DO THIS :: Skip the pictures and extract all of the lines exactly as written.

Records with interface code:
────

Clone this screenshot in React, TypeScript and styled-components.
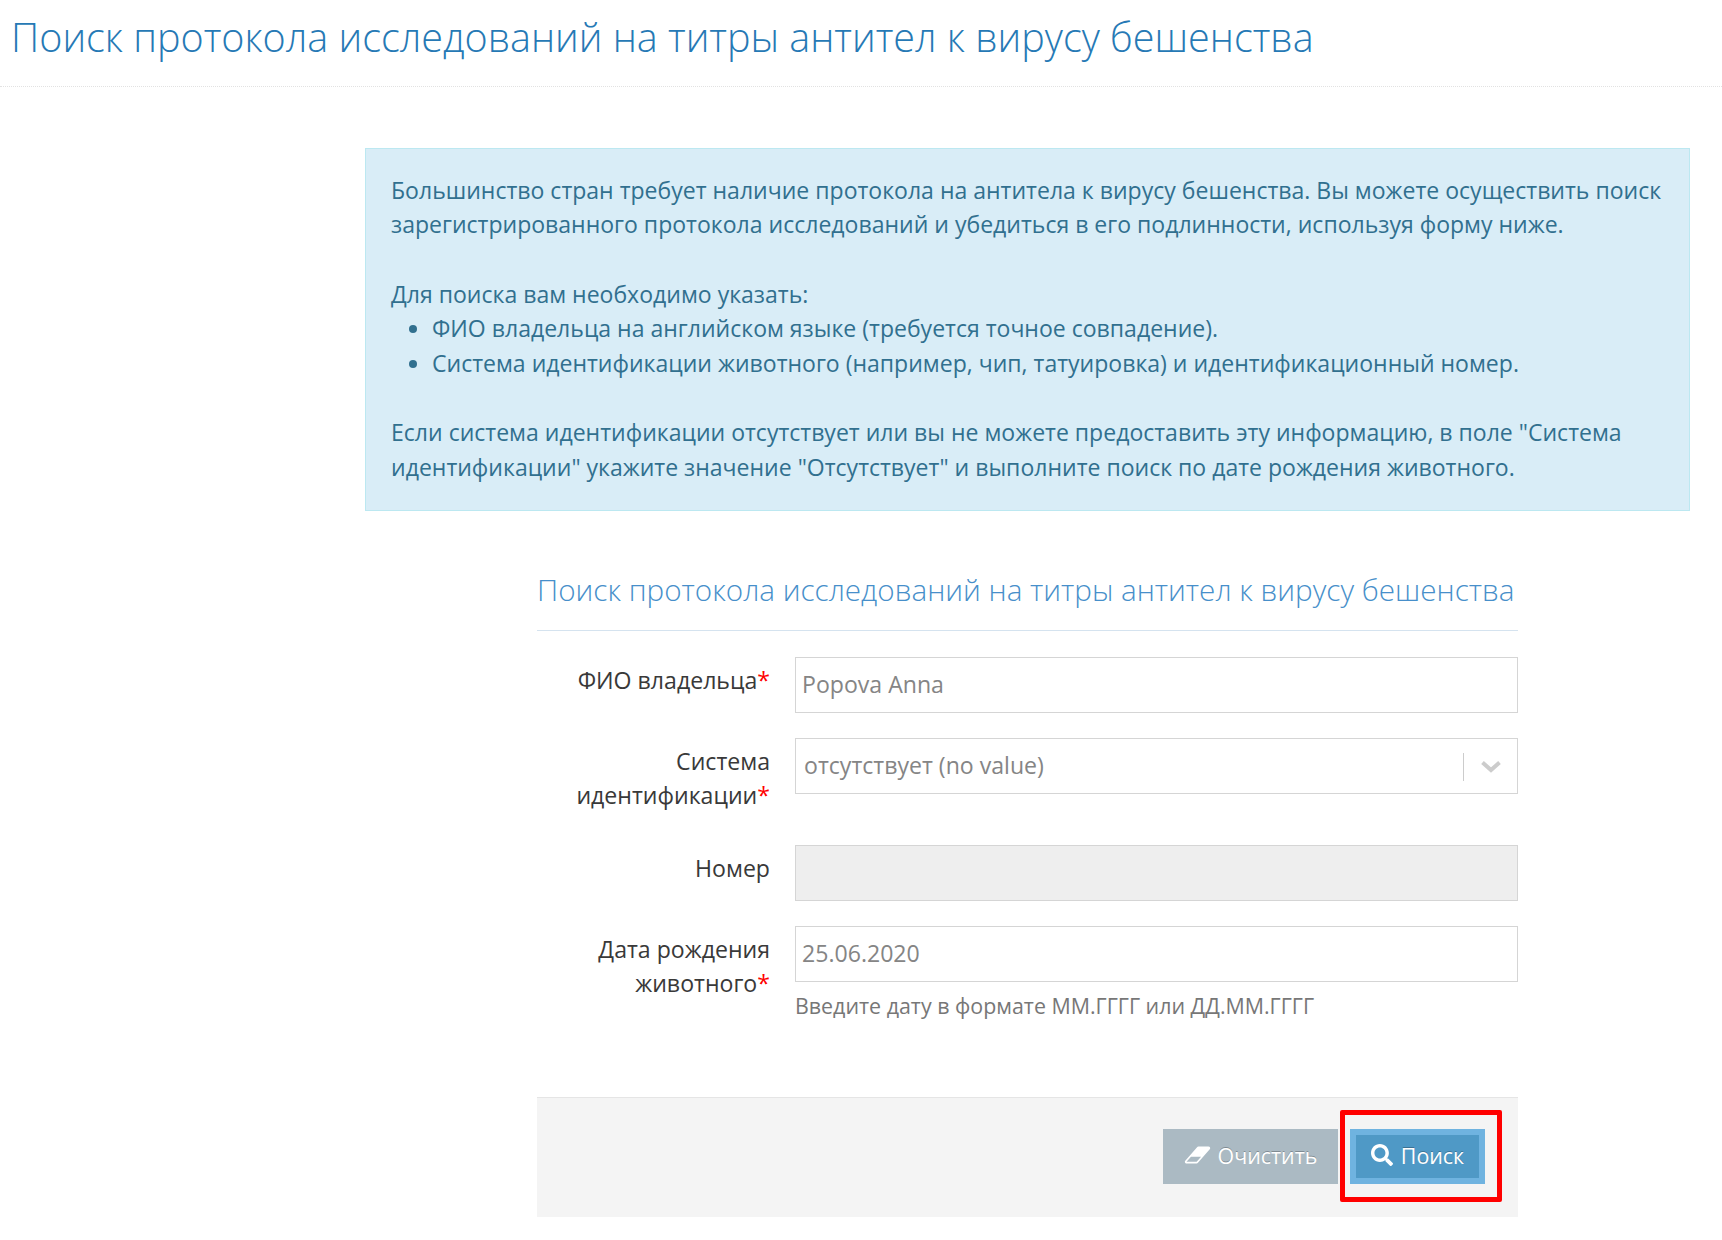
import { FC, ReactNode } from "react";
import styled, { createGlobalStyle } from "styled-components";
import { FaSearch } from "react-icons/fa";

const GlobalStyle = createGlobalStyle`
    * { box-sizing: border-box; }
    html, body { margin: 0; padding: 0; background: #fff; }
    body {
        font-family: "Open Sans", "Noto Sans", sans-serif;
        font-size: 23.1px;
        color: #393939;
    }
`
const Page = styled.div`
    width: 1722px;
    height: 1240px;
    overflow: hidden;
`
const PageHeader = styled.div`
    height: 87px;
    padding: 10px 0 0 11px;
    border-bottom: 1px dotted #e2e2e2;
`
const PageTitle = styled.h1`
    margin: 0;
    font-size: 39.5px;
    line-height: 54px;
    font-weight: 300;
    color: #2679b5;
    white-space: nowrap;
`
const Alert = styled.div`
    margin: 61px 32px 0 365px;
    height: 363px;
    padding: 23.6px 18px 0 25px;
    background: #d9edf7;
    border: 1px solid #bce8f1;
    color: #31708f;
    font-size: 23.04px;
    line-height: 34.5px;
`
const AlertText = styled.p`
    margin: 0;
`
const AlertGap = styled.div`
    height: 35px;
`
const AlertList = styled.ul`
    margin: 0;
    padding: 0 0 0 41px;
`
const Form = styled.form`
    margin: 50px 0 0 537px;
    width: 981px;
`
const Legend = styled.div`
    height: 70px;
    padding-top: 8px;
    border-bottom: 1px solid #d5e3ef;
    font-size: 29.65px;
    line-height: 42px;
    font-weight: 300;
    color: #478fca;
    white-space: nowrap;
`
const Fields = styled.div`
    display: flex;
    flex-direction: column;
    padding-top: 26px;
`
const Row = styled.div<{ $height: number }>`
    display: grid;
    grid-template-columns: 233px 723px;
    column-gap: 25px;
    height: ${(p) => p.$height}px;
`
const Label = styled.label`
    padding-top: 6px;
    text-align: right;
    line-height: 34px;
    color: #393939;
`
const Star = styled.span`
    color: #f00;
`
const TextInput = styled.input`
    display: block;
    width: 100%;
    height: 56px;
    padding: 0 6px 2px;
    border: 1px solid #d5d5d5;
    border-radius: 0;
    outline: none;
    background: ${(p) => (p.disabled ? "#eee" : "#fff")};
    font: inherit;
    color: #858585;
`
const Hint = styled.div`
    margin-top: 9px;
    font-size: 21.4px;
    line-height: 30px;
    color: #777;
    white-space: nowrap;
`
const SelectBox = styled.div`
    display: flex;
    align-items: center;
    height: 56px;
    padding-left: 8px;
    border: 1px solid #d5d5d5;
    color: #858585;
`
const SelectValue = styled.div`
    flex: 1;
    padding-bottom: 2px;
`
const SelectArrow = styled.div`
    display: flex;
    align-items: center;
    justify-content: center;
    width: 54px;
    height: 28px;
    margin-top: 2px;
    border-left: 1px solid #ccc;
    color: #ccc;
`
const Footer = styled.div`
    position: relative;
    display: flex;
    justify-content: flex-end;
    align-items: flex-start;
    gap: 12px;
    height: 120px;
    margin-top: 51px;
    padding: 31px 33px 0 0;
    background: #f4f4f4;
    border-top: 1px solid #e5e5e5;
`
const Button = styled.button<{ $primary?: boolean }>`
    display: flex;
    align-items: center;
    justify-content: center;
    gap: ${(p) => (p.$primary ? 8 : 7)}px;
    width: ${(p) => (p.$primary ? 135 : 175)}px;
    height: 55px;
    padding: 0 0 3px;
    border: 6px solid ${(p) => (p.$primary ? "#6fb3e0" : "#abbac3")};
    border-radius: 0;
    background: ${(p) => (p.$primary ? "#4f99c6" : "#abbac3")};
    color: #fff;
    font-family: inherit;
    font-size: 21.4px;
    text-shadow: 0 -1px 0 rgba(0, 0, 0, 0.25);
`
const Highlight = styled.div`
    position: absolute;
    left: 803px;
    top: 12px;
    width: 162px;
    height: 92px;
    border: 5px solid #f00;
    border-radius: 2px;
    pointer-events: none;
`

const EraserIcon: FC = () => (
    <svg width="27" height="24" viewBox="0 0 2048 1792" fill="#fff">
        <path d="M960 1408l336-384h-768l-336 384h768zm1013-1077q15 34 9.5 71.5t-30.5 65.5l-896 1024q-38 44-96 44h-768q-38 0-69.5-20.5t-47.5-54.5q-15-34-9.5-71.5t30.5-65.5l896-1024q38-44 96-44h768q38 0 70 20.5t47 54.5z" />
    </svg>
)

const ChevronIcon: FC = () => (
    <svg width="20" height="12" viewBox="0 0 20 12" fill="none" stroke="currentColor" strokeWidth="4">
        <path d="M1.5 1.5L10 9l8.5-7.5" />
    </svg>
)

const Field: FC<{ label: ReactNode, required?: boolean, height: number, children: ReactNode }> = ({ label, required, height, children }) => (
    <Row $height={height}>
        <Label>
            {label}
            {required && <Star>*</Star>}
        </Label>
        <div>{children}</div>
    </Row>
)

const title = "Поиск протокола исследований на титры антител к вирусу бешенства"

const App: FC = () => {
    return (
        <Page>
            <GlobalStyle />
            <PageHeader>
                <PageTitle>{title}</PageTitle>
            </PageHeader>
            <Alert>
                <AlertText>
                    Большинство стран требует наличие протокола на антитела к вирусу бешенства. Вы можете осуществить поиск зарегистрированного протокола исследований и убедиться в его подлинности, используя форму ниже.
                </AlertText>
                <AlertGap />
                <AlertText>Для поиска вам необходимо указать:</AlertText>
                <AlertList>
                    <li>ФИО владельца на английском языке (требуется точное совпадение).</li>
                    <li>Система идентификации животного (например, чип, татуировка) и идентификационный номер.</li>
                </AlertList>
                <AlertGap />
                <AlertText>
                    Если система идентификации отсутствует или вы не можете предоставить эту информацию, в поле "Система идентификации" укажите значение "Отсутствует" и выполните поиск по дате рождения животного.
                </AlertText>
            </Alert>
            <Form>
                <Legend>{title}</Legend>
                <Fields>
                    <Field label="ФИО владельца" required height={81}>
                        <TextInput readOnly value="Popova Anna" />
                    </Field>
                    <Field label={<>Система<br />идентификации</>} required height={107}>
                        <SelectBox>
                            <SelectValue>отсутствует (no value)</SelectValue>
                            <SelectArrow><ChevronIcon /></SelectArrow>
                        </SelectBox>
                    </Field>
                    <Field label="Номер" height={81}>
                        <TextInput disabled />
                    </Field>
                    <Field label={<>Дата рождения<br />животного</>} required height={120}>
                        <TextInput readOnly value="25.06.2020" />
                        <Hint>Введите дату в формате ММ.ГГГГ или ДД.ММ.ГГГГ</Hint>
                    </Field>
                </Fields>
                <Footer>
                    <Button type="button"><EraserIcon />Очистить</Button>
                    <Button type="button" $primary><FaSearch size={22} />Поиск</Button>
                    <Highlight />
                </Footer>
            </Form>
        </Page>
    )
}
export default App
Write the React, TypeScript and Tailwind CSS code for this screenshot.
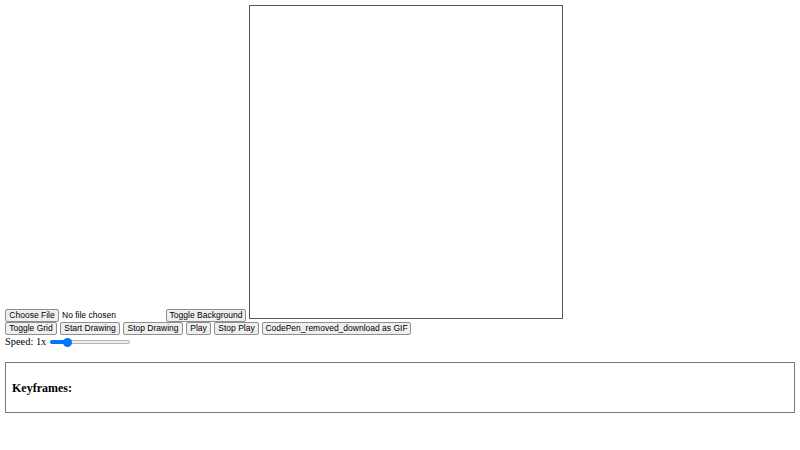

────

SOLUTION ::
Clone this screenshot in React, TypeScript and styled-components.
import { FC, ReactNode } from "react";
import styled, { createGlobalStyle } from "styled-components";
import { FaSearch } from "react-icons/fa";

const GlobalStyle = createGlobalStyle`
    * { box-sizing: border-box; }
    html, body { margin: 0; padding: 0; background: #fff; }
    body {
        font-family: "Open Sans", "Noto Sans", sans-serif;
        font-size: 23.1px;
        color: #393939;
    }
`
const Page = styled.div`
    width: 1722px;
    height: 1240px;
    overflow: hidden;
`
const PageHeader = styled.div`
    height: 87px;
    padding: 10px 0 0 11px;
    border-bottom: 1px dotted #e2e2e2;
`
const PageTitle = styled.h1`
    margin: 0;
    font-size: 39.5px;
    line-height: 54px;
    font-weight: 300;
    color: #2679b5;
    white-space: nowrap;
`
const Alert = styled.div`
    margin: 61px 32px 0 365px;
    height: 363px;
    padding: 23.6px 18px 0 25px;
    background: #d9edf7;
    border: 1px solid #bce8f1;
    color: #31708f;
    font-size: 23.04px;
    line-height: 34.5px;
`
const AlertText = styled.p`
    margin: 0;
`
const AlertGap = styled.div`
    height: 35px;
`
const AlertList = styled.ul`
    margin: 0;
    padding: 0 0 0 41px;
`
const Form = styled.form`
    margin: 50px 0 0 537px;
    width: 981px;
`
const Legend = styled.div`
    height: 70px;
    padding-top: 8px;
    border-bottom: 1px solid #d5e3ef;
    font-size: 29.65px;
    line-height: 42px;
    font-weight: 300;
    color: #478fca;
    white-space: nowrap;
`
const Fields = styled.div`
    display: flex;
    flex-direction: column;
    padding-top: 26px;
`
const Row = styled.div<{ $height: number }>`
    display: grid;
    grid-template-columns: 233px 723px;
    column-gap: 25px;
    height: ${(p) => p.$height}px;
`
const Label = styled.label`
    padding-top: 6px;
    text-align: right;
    line-height: 34px;
    color: #393939;
`
const Star = styled.span`
    color: #f00;
`
const TextInput = styled.input`
    display: block;
    width: 100%;
    height: 56px;
    padding: 0 6px 2px;
    border: 1px solid #d5d5d5;
    border-radius: 0;
    outline: none;
    background: ${(p) => (p.disabled ? "#eee" : "#fff")};
    font: inherit;
    color: #858585;
`
const Hint = styled.div`
    margin-top: 9px;
    font-size: 21.4px;
    line-height: 30px;
    color: #777;
    white-space: nowrap;
`
const SelectBox = styled.div`
    display: flex;
    align-items: center;
    height: 56px;
    padding-left: 8px;
    border: 1px solid #d5d5d5;
    color: #858585;
`
const SelectValue = styled.div`
    flex: 1;
    padding-bottom: 2px;
`
const SelectArrow = styled.div`
    display: flex;
    align-items: center;
    justify-content: center;
    width: 54px;
    height: 28px;
    margin-top: 2px;
    border-left: 1px solid #ccc;
    color: #ccc;
`
const Footer = styled.div`
    position: relative;
    display: flex;
    justify-content: flex-end;
    align-items: flex-start;
    gap: 12px;
    height: 120px;
    margin-top: 51px;
    padding: 31px 33px 0 0;
    background: #f4f4f4;
    border-top: 1px solid #e5e5e5;
`
const Button = styled.button<{ $primary?: boolean }>`
    display: flex;
    align-items: center;
    justify-content: center;
    gap: ${(p) => (p.$primary ? 8 : 7)}px;
    width: ${(p) => (p.$primary ? 135 : 175)}px;
    height: 55px;
    padding: 0 0 3px;
    border: 6px solid ${(p) => (p.$primary ? "#6fb3e0" : "#abbac3")};
    border-radius: 0;
    background: ${(p) => (p.$primary ? "#4f99c6" : "#abbac3")};
    color: #fff;
    font-family: inherit;
    font-size: 21.4px;
    text-shadow: 0 -1px 0 rgba(0, 0, 0, 0.25);
`
const Highlight = styled.div`
    position: absolute;
    left: 803px;
    top: 12px;
    width: 162px;
    height: 92px;
    border: 5px solid #f00;
    border-radius: 2px;
    pointer-events: none;
`

const EraserIcon: FC = () => (
    <svg width="27" height="24" viewBox="0 0 2048 1792" fill="#fff">
        <path d="M960 1408l336-384h-768l-336 384h768zm1013-1077q15 34 9.5 71.5t-30.5 65.5l-896 1024q-38 44-96 44h-768q-38 0-69.5-20.5t-47.5-54.5q-15-34-9.5-71.5t30.5-65.5l896-1024q38-44 96-44h768q38 0 70 20.5t47 54.5z" />
    </svg>
)

const ChevronIcon: FC = () => (
    <svg width="20" height="12" viewBox="0 0 20 12" fill="none" stroke="currentColor" strokeWidth="4">
        <path d="M1.5 1.5L10 9l8.5-7.5" />
    </svg>
)

const Field: FC<{ label: ReactNode, required?: boolean, height: number, children: ReactNode }> = ({ label, required, height, children }) => (
    <Row $height={height}>
        <Label>
            {label}
            {required && <Star>*</Star>}
        </Label>
        <div>{children}</div>
    </Row>
)

const title = "Поиск протокола исследований на титры антител к вирусу бешенства"

const App: FC = () => {
    return (
        <Page>
            <GlobalStyle />
            <PageHeader>
                <PageTitle>{title}</PageTitle>
            </PageHeader>
            <Alert>
                <AlertText>
                    Большинство стран требует наличие протокола на антитела к вирусу бешенства. Вы можете осуществить поиск зарегистрированного протокола исследований и убедиться в его подлинности, используя форму ниже.
                </AlertText>
                <AlertGap />
                <AlertText>Для поиска вам необходимо указать:</AlertText>
                <AlertList>
                    <li>ФИО владельца на английском языке (требуется точное совпадение).</li>
                    <li>Система идентификации животного (например, чип, татуировка) и идентификационный номер.</li>
                </AlertList>
                <AlertGap />
                <AlertText>
                    Если система идентификации отсутствует или вы не можете предоставить эту информацию, в поле "Система идентификации" укажите значение "Отсутствует" и выполните поиск по дате рождения животного.
                </AlertText>
            </Alert>
            <Form>
                <Legend>{title}</Legend>
                <Fields>
                    <Field label="ФИО владельца" required height={81}>
                        <TextInput readOnly value="Popova Anna" />
                    </Field>
                    <Field label={<>Система<br />идентификации</>} required height={107}>
                        <SelectBox>
                            <SelectValue>отсутствует (no value)</SelectValue>
                            <SelectArrow><ChevronIcon /></SelectArrow>
                        </SelectBox>
                    </Field>
                    <Field label="Номер" height={81}>
                        <TextInput disabled />
                    </Field>
                    <Field label={<>Дата рождения<br />животного</>} required height={120}>
                        <TextInput readOnly value="25.06.2020" />
                        <Hint>Введите дату в формате ММ.ГГГГ или ДД.ММ.ГГГГ</Hint>
                    </Field>
                </Fields>
                <Footer>
                    <Button type="button"><EraserIcon />Очистить</Button>
                    <Button type="button" $primary><FaSearch size={22} />Поиск</Button>
                    <Highlight />
                </Footer>
            </Form>
        </Page>
    )
}
export default App
Write the React, TypeScript and Tailwind CSS code for this screenshot.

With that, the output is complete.